WHAT YOU NEED TO DO :: Reproduce each line bearing the word "page".

** start **

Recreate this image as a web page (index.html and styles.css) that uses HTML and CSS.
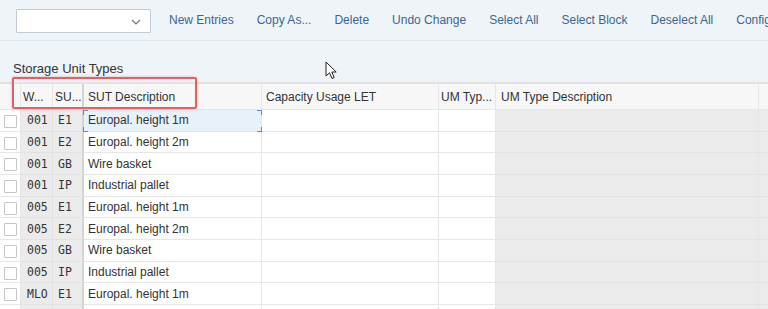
FILE: index.html
```html
<!DOCTYPE html>
<html>
<head>
    <title>Storage Unit Types</title>
    <meta charset="utf-8" />
    <link rel="stylesheet" href="styles.css">
</head>
<body>
    <div class="page">
        <div class="toolbar">
            <div class="dropdown">
                <svg class="chevron" width="10" height="6" viewBox="0 0 10 6"><path d="M1 1 L5 5 L9 1" fill="none" stroke="#6a7b8c" stroke-width="1.2"/></svg>
            </div>
            <div class="actions">
                <span class="action">New Entries</span>
                <span class="action">Copy As...</span>
                <span class="action">Delete</span>
                <span class="action">Undo Change</span>
                <span class="action">Select All</span>
                <span class="action">Select Block</span>
                <span class="action">Deselect All</span>
                <span class="action">Configuration</span>
            </div>
        </div>

        <div class="titlebar">
            <h2 class="title">Storage Unit Types</h2>
        </div>

        <div class="grid">
            <table>
                <colgroup>
                    <col class="c-sel">
                    <col class="c-wh">
                    <col class="c-sut">
                    <col class="c-desc">
                    <col class="c-cap">
                    <col class="c-um">
                    <col class="c-umdesc">
                    <col class="c-rest">
                </colgroup>
                <thead>
                    <tr>
                        <th class="sel"></th>
                        <th class="key">W...</th>
                        <th class="key keylast">SU...</th>
                        <th>SUT Description</th>
                        <th>Capacity Usage LET</th>
                        <th class="narrow">UM Typ...</th>
                        <th class="wide">UM Type Description</th>
                        <th></th>
                    </tr>
                </thead>
                <tbody id="rows">
                    <tr>
                        <td class="sel"><span class="check"></span></td>
                        <td class="key">001</td>
                        <td class="key keylast">E1</td>
                        <td class="current">Europal. height 1m<span class="corner tl"></span><span class="corner tr"></span><span class="corner bl"></span><span class="corner br"></span></td>
                        <td></td><td></td><td class="ro"></td><td class="ro"></td>
                    </tr>
                    <tr>
                        <td class="sel"><span class="check"></span></td>
                        <td class="key">001</td>
                        <td class="key keylast">E2</td>
                        <td>Europal. height 2m</td>
                        <td></td><td></td><td class="ro"></td><td class="ro"></td>
                    </tr>
                    <tr>
                        <td class="sel"><span class="check"></span></td>
                        <td class="key">001</td>
                        <td class="key keylast">GB</td>
                        <td>Wire basket</td>
                        <td></td><td></td><td class="ro"></td><td class="ro"></td>
                    </tr>
                    <tr>
                        <td class="sel"><span class="check"></span></td>
                        <td class="key">001</td>
                        <td class="key keylast">IP</td>
                        <td>Industrial pallet</td>
                        <td></td><td></td><td class="ro"></td><td class="ro"></td>
                    </tr>
                    <tr>
                        <td class="sel"><span class="check"></span></td>
                        <td class="key">005</td>
                        <td class="key keylast">E1</td>
                        <td>Europal. height 1m</td>
                        <td></td><td></td><td class="ro"></td><td class="ro"></td>
                    </tr>
                    <tr>
                        <td class="sel"><span class="check"></span></td>
                        <td class="key">005</td>
                        <td class="key keylast">E2</td>
                        <td>Europal. height 2m</td>
                        <td></td><td></td><td class="ro"></td><td class="ro"></td>
                    </tr>
                    <tr>
                        <td class="sel"><span class="check"></span></td>
                        <td class="key">005</td>
                        <td class="key keylast">GB</td>
                        <td>Wire basket</td>
                        <td></td><td></td><td class="ro"></td><td class="ro"></td>
                    </tr>
                    <tr>
                        <td class="sel"><span class="check"></span></td>
                        <td class="key">005</td>
                        <td class="key keylast">IP</td>
                        <td>Industrial pallet</td>
                        <td></td><td></td><td class="ro"></td><td class="ro"></td>
                    </tr>
                    <tr>
                        <td class="sel"><span class="check"></span></td>
                        <td class="key">MLO</td>
                        <td class="key keylast">E1</td>
                        <td>Europal. height 1m</td>
                        <td></td><td></td><td class="ro"></td><td class="ro"></td>
                    </tr>
                    <tr>
                        <td class="sel"><span class="check"></span></td>
                        <td class="key"></td>
                        <td class="key keylast"></td>
                        <td></td>
                        <td></td><td></td><td class="ro"></td><td class="ro"></td>
                    </tr>
                </tbody>
            </table>
        </div>

        <!-- annotation box round the first header cells -->
        <div class="highlight"></div>

        <svg class="pointer" width="13" height="19" viewBox="0 0 13 19">
            <path d="M1 1 L1 15 L4.5 11.8 L7 17.5 L9.2 16.5 L6.8 11 L11.2 11 Z" fill="#fff" stroke="#222" stroke-width="1" stroke-linejoin="round"/>
        </svg>
    </div>
</body>
</html>
```

FILE: styles.css
```css
html, body {
    margin: 0;
    padding: 0;
}

body {
    background-color: #eff4f9;
    font-family: "Liberation Sans", Arial, sans-serif;
    color: #333;
    height: 100vh;
    overflow: hidden;
}

.page {
    position: relative;
    width: 768px;
    height: 309px;
    overflow: hidden;
}

.toolbar {
    display: flex;
    align-items: center;
    height: 40px;
    padding-left: 16px;
    border-bottom: 1px solid #dfe7ef;
}

.dropdown {
    position: relative;
    flex-shrink: 0;
    box-sizing: border-box;
    width: 135px;
    height: 24px;
    margin-top: 1px;
    background-color: #fff;
    border: 1px solid #c3ccd5;
    border-radius: 1px;
}

.chevron {
    position: absolute;
    right: 9px;
    top: 9px;
}

.actions {
    display: flex;
    flex-shrink: 0;
    gap: 23px;
    margin-left: 18px;
    white-space: nowrap;
}

.action {
    font-size: 12px;
    color: #3b6690;
}

.titlebar {
    display: flex;
    align-items: flex-end;
    height: 41px;
    padding-left: 13px;
}

.title {
    margin: 0 0 6px 0;
    font-size: 13px;
    font-weight: normal;
    color: #333;
}

.grid {
    border-top: 2px solid #e0e2e4;
    background-color: #fff;
}

table {
    table-layout: fixed;
    border-collapse: separate;
    border-spacing: 0;
    width: 820px;
}

.c-sel { width: 21px; }
.c-wh { width: 32px; }
.c-sut { width: 31px; }
.c-desc { width: 178px; }
.c-cap { width: 177px; }
.c-um { width: 57px; }
.c-umdesc { width: 263px; }
.c-rest { width: 61px; }

th, td {
    border-right: 1px solid #e6e6e6;
    border-bottom: 1px solid #e6e6e6;
    padding: 0 4px;
    font-size: 12px;
    text-align: left;
    white-space: nowrap;
    overflow: hidden;
}

th {
    height: 25px;
    background-color: #f7f7f7;
    font-weight: normal;
    color: #333;
}

th.key {
    padding: 0 2px;
}

th.narrow {
    padding: 0 2px;
}

th.wide {
    padding: 0 5px;
}

tbody tr {
    height: 21.67px;
}

td {
    position: relative;
    padding: 0 4px;
    color: #333;
}

.sel {
    padding: 0;
    text-align: center;
}

td.sel {
    background-color: #fff;
}

.check {
    display: inline-block;
    box-sizing: border-box;
    width: 13px;
    height: 13px;
    margin-top: 2px;
    vertical-align: middle;
    background-color: #fff;
    border: 1px solid #c6c6c6;
    border-radius: 1px;
}

td.key {
    padding: 0 5px;
    background-color: #ebebeb;
    border-right-color: #e0e0e0;
    border-bottom-color: #e2e2e2;
    font-family: "DejaVu Sans Mono", "Liberation Mono", monospace;
    font-size: 11.5px;
    color: #333;
}

td:nth-child(2) {
    padding-left: 6px;
}

.keylast,
td.keylast {
    border-right: 2px solid #d4d4d4;
}

td.ro {
    background-color: #ebebeb;
    border-bottom-color: #e2e2e2;
}

td.current {
    background-color: #e6f1fa;
    overflow: visible;
}

.corner {
    position: absolute;
    width: 4px;
    height: 4px;
    border-color: #5d8dbd;
    border-style: solid;
    border-width: 0;
}

.corner.tl { left: -1px; top: 0; border-left-width: 1px; border-top-width: 1px; }
.corner.tr { right: -1px; top: 0; border-right-width: 1px; border-top-width: 1px; }
.corner.bl { left: -1px; bottom: -1px; border-left-width: 1px; border-bottom-width: 1px; }
.corner.br { right: -1px; bottom: -1px; border-right-width: 1px; border-bottom-width: 1px; }

.highlight {
    position: absolute;
    left: 12px;
    top: 77px;
    width: 181px;
    height: 28px;
    border: 2px solid #e35f62;
    border-radius: 2px;
    box-shadow: 0 0 3px rgba(190, 60, 60, 0.35);
}

.pointer {
    position: absolute;
    left: 325px;
    top: 61px;
}
```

** end **

RESULT FOR THIS EXERCISE ::
Recreate this image as a web page (index.html and styles.css) that uses HTML and CSS.
    <div class="page">
.page {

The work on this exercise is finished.